Floodwater presents a significant danger to drivers. Many drivers mistakenly believe their car’s weight is sufficient to keep them grounded in shallow water. Understanding how water interacts with a vehicle’s structure is paramount for safety during severe weather events. This exploration focuses on the physical forces that can lift and move a small car, illustrating why modest water levels pose a serious threat to stability and control.
The Critical Water Depth for Light Vehicles
For a typical small car or light sedan, the threshold at which water begins to exert enough force to lift the vehicle is low. Official guidance and engineering studies commonly place this depth range between 12 and 18 inches of static water. Once the water level reaches approximately one foot, the upward buoyant force starts to overcome the car’s weight, causing tires to lose contact with the road surface.
At 18 inches, most light vehicles will experience complete buoyancy and lose all steering and braking control. This range provides a baseline understanding of when a driver should abandon any attempt to cross flooded roadways.
How Buoyancy Lifts a Car
The mechanism by which a car floats is governed by the principles of displacement, first formally described by Archimedes. An object immersed in a fluid experiences an upward buoyant force equal to the weight of the fluid it displaces. A car begins to float when the weight of the water pushed aside by its undercarriage equals the total weight of the vehicle itself.
Water is significantly denser than air. The relatively large volume of a car’s body, which is mostly hollow space, makes it an efficient displacer of fluid. As the water level rises, the amount of water being displaced increases exponentially due to the rising waterline along the car’s sides.
This upward pressure acts on the entire submerged surface area of the vehicle’s body. Even a small car, weighing perhaps 3,000 pounds, requires only a specific volume of water displacement to counteract that mass. When enough water is displaced to equal the car’s weight, the tires lift off the pavement, instantly severing the friction required for traction and directional control.
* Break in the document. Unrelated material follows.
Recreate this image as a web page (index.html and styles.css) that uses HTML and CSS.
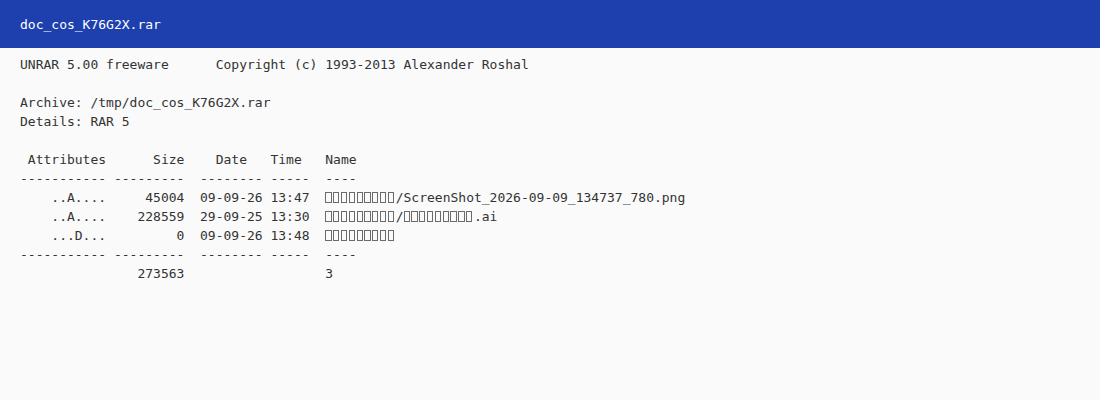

Vehicle Design and Water Conditions
Vehicle Variations
The precise depth required to float a vehicle is not a universal constant, varying based on design and environmental factors. Heavier vehicles, such as large trucks and SUVs, require the displacement of a greater volume of water to achieve buoyancy. Their floating threshold is higher than the 12 to 18-inch range for small cars. Conversely, a lighter, more compact vehicle might float at the shallower end of that spectrum.
The shape of the vehicle’s undercarriage also influences this interaction, as flatter designs displace water more efficiently, generating greater lift. Water entering the passenger cabin through door seals or ventilation inlets can change the outcome. The added weight of the water inside the car increases the total mass, temporarily delaying the point of full buoyancy.
The Threat of Moving Water
Moving water introduces a danger that bypasses the need for full buoyancy to lose control. A current flowing at just a few miles per hour can generate immense force against the side of a stalled vehicle. This lateral force can push a car sideways off the road long before the water is deep enough to fully lift the tires. Current is often a greater immediate threat than flotation.
Hazards Before Floating Occurs
Long before a small car reaches the depth required for full flotation, several hazards materialize that can disable the vehicle and endanger occupants. Even shallow water, often just a few inches deep, can cause the tires to lose grip on the pavement, similar to hydroplaning. Once the water film separates the tire tread from the road, the driver loses steering and braking capability.
Mechanical damage presents an immediate threat at depths far below the flotation point. Water entering the engine’s air intake system can lead to hydrolock, where the non-compressible fluid prevents the piston from completing its stroke, instantly seizing the engine.
Sensitive electrical components and exhaust systems are vulnerable to water ingress at low levels. Submerging connections can short-circuit the car’s computer systems, while water backing up into the exhaust can stall the engine. These failures can leave the vehicle stranded and immobile in rising floodwaters.